Monday, November 14, 2005
(2:25 PM) | Adam Kotsko:
Book Collecting as Sickness
Inexplicably, this story turned up on the top section of the New York Times website:Rushing to evacuate her home as a forest fire lapped at the edges of this high-desert town in May 2000, Kathryn Gursky took with her just one book, a British edition of "The World of Pooh," by A. A. Milne, bought when she and her husband were vacationing in Dorset some 11 years earlier.[...]From the looks of the picture, her collection includes some of the "old style" Penguin editions, the ones that the solid black spine with a little strip of (apparently randomly chosen) color on the top, together with a pale yellow background for the front and back covers. Ms. Gursky has already been through a lot -- hopefully she can handle it emotionally when the spines start breaking and pages begin to fall out.
Thousands of scorched tree trunks still range up the hillside across the street from Ms. Gursky's new home here, but inside the house, her library is well on the way to recovery. In September, Ms. Gursky received a birthday gift from her husband that earned her the envy of her book-loving friends: the complete collection of the Penguin Classics Library, 1,082 books sold only by Amazon.com for nearly $8,000.
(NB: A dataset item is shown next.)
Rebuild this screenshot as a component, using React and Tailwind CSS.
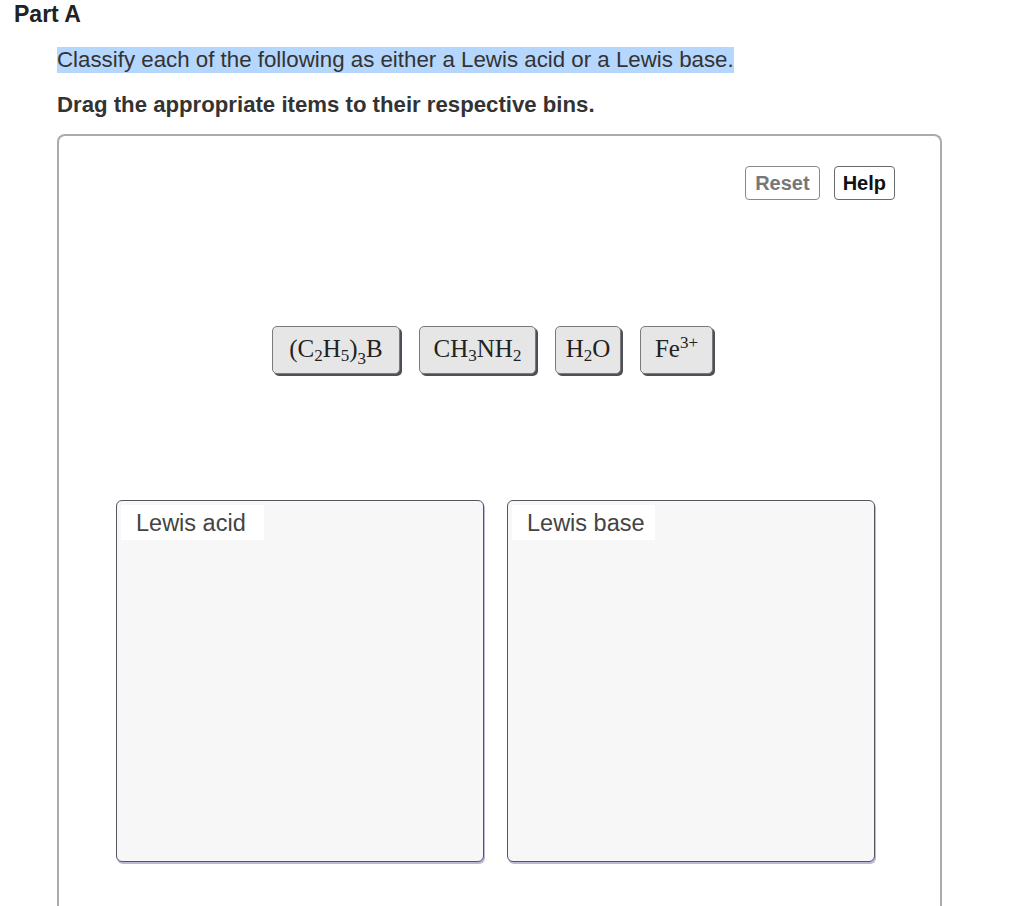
import React from "react";

const Sub = ({ children, low = false }) => (
  <span className={`relative text-[17px] ${low ? "top-[7px]" : "top-[4px]"}`}>{children}</span>
);

const tiles = [
  {
    key: "teb",
    w: "w-[128px]",
    body: (
      <>
        (C<Sub>2</Sub>H<Sub>5</Sub>)<Sub low>3</Sub>B
      </>
    ),
  },
  {
    key: "mma",
    w: "w-[117px]",
    body: (
      <>
        CH<Sub>3</Sub>NH<Sub>2</Sub>
      </>
    ),
  },
  {
    key: "water",
    w: "w-[66px]",
    body: (
      <>
        H<Sub>2</Sub>O
      </>
    ),
  },
  {
    key: "iron",
    w: "w-[73px]",
    body: (
      <>
        Fe<span className="relative top-[-9px] text-[17px]">3+</span>
      </>
    ),
  },
];

const Tile = ({ w, children }) => (
  <div
    className={`${w} h-[48px] flex items-center justify-center pb-[4px] rounded-[5px] border border-[#7a7a7a] bg-[#e6e6e6] shadow-[2px_2px_0_#4f4f58] text-[25px] text-[#222] font-['Liberation_Serif',serif] leading-none whitespace-nowrap`}
  >
    <span>{children}</span>
  </div>
);

const Bin = ({ label }) => (
  <div className="w-[368px] h-[362px] rounded-[6px] border border-[#55555f] bg-[#f7f7f7] shadow-[1px_2px_0_#b8b8d8] p-[4px]">
    <div className="w-[143px] h-[35px] bg-white pl-[15px] pt-[5px] text-[23.5px] text-[#444] leading-[26px] whitespace-nowrap">
      {label}
    </div>
  </div>
);

export default function App() {
  return (
    <div className="h-[906px] overflow-hidden bg-white font-['Liberation_Sans',Arial,sans-serif] text-[#333]">
      <h1 className="pl-[14px] pt-[1px] text-[23px] font-bold leading-[26px] text-[#222]">
        Part A
      </h1>

      <div className="pl-[57px]">
        <p className="mt-[20px] text-[22.3px] leading-[26px]">
          <span className="bg-[#b5d6fd] pb-[1px]">
            Classify each of the following as either a Lewis acid or a Lewis base.
          </span>
        </p>
        <p className="mt-[19px] text-[22.2px] font-bold leading-[26px]">
          Drag the appropriate items to their respective bins.
        </p>

        <div className="mt-[16px] w-[885px] h-[800px] rounded-t-[8px] border-2 border-b-0 border-[#ababab]">
          <div className="flex justify-end gap-[14px] pr-[45px] pt-[30px]">
            <button className="h-[34px] px-[9px] rounded-[4px] border border-[#8a8a8a] text-[20px] font-bold text-[#777] leading-none">
              Reset
            </button>
            <button className="h-[34px] px-[8px] rounded-[4px] border border-[#6a6a6a] text-[20px] font-bold text-[#111] leading-none">
              Help
            </button>
          </div>

          <div className="mt-[126px] flex gap-[19px] pl-[213px]">
            {tiles.map((t) => (
              <Tile key={t.key} w={t.w}>
                {t.body}
              </Tile>
            ))}
          </div>

          <div className="mt-[126px] flex gap-[23px] pl-[57px]">
            <Bin label="Lewis acid" />
            <Bin label="Lewis base" />
          </div>
        </div>
      </div>
    </div>
  );
}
Penguin Classics, the paperback volumes with the familiar black spine and the orange and black penguin logo, are known to generations of former students who struggled through Dickens and dozed through Henry James in school. While plenty of competitors also sell collections of classics, including Random House (Modern Library, Everyman's Library and Bantam Classics), Oxford University Press (World Classics), the Library of America and Barnes & Noble, arguably none is as instantly recognizable or as renowned as the Penguin Classics.
"It's hard to think of a rival," said Harold Bloom, the author, professor and literary critic who extolled his love of literature in "The Western Canon" and "How to Read and Why." "The Penguin collection has enormous range and comprehensiveness."
Not since Penguin started the collection in 1946, however, has anyone been able to easily compile or purchase a complete set of the books, which range from ancient Greek poetry to the novels of Thomas Pynchon and include the complete works of Shakespeare, four translations of the "Iliad," 20 volumes each of the works of Henry James and Dickens.[...]
Ms. Gursky's collection arrived in mid-September packed in 25 boxes, shrink-wrapped on a pallet and weighing nearly 700 pounds. Since then, Ms. Gursky has spent countless hours unpacking, shelving, categorizing, alphabetizing and rearranging the books. Oh, yes - and reading; she said she had completed more than 30 of the books in the last eight weeks. Even at that rather remarkable pace, it would take her about six years to make her way through the entire collection.
Speaking of poorly bound books, one of my professors assigned a Verso book for class, and of course my copy already feels like it's about to fall apart -- but he had a much older copy, back before publishers started doing those fancy "flat" non-glossy covers (so probably early '90s), and it looked completely fine, even though he had assigned it for many different classes throughout the years. So perhaps Verso, too, is sharing in the much-bemoaned decline in quality of British academic presses.
This has been a shit and garbage post.